═════ Material provided

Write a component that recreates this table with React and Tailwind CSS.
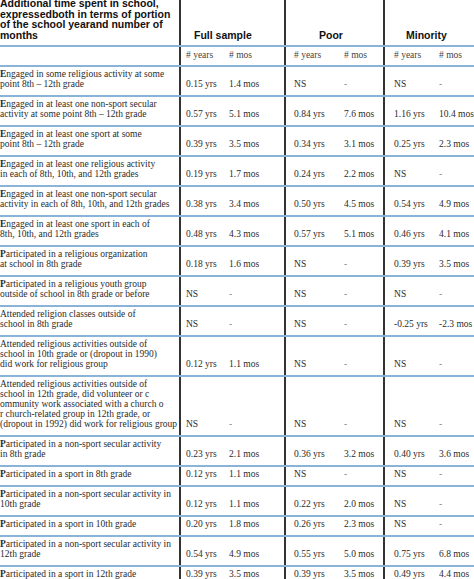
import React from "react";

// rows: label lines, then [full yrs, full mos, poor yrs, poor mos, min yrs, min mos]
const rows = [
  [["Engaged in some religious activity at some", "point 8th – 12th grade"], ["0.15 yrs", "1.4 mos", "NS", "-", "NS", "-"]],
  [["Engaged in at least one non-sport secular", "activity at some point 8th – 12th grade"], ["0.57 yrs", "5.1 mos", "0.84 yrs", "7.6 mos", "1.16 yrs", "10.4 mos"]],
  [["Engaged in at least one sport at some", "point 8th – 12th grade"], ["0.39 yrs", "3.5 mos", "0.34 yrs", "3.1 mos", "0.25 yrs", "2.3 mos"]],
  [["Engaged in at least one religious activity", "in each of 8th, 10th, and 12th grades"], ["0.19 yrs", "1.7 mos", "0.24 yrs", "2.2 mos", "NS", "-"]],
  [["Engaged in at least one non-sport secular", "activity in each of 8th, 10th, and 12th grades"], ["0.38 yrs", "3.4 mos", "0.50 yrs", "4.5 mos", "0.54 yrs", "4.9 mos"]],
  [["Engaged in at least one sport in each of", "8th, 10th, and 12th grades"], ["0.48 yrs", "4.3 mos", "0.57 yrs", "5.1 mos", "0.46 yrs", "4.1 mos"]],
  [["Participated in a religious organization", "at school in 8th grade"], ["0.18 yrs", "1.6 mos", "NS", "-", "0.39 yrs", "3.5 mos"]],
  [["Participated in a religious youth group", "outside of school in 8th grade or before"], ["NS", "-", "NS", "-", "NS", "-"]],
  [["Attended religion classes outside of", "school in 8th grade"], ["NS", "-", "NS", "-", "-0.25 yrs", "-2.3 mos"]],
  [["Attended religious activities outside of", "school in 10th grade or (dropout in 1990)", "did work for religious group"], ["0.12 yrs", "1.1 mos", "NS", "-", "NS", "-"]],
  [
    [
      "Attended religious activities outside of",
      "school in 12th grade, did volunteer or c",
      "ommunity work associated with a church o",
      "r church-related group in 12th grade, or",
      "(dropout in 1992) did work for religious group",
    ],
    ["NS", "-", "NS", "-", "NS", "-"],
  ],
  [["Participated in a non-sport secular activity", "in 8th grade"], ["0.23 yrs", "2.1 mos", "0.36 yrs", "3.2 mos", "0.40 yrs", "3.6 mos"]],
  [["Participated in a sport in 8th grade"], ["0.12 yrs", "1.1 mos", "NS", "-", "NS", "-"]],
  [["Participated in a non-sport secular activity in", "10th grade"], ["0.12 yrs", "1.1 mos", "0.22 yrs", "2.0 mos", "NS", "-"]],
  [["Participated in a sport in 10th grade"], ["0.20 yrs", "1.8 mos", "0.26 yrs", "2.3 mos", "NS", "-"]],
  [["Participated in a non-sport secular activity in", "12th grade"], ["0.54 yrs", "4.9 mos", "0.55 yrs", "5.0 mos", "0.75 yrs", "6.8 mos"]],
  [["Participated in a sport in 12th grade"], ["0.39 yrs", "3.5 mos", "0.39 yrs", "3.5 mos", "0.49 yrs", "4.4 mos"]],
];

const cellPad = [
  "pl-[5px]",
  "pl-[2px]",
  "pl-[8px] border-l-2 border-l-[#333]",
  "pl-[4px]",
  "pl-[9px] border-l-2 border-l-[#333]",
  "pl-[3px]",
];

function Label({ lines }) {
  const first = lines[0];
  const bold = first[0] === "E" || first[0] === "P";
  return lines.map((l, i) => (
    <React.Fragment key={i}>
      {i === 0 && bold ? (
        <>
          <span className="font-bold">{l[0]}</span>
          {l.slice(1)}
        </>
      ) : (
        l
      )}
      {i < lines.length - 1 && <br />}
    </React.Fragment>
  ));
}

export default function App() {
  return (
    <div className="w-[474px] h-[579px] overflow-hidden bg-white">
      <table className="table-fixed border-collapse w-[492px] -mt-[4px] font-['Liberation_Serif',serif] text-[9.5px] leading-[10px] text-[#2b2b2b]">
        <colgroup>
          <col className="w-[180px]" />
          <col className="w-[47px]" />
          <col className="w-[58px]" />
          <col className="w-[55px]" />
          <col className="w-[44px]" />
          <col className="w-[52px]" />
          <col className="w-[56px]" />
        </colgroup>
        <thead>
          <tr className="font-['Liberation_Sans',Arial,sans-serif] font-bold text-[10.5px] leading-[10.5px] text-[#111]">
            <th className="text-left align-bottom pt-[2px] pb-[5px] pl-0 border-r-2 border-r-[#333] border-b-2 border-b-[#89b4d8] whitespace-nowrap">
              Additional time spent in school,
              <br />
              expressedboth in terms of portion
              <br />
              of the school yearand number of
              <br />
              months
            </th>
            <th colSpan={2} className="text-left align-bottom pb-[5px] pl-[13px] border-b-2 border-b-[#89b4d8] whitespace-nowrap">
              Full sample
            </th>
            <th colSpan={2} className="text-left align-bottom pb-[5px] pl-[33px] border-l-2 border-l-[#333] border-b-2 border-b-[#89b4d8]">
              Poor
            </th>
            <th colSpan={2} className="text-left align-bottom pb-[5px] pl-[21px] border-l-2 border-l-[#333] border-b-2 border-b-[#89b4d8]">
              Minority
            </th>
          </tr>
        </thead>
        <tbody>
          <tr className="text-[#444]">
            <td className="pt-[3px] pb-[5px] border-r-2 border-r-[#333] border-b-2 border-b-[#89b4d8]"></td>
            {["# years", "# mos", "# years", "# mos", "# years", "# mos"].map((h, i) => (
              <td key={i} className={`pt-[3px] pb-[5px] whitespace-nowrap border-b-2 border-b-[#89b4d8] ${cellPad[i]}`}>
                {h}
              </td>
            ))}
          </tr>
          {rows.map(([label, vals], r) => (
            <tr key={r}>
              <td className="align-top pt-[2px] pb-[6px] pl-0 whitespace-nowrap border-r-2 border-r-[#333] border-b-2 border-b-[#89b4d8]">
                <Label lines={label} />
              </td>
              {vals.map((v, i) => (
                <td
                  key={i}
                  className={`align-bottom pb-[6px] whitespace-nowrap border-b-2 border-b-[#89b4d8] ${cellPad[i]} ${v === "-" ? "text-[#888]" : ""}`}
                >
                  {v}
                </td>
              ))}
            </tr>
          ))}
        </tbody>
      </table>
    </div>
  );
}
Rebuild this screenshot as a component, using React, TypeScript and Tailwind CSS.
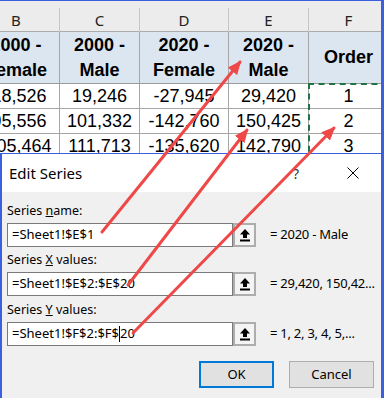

══════════

▸ Job: Retype the records above word for word, from their first line through the line containing "import React from", and leave out every picture.

▸ Answer:
Write a component that recreates this table with React and Tailwind CSS.
import React from "react";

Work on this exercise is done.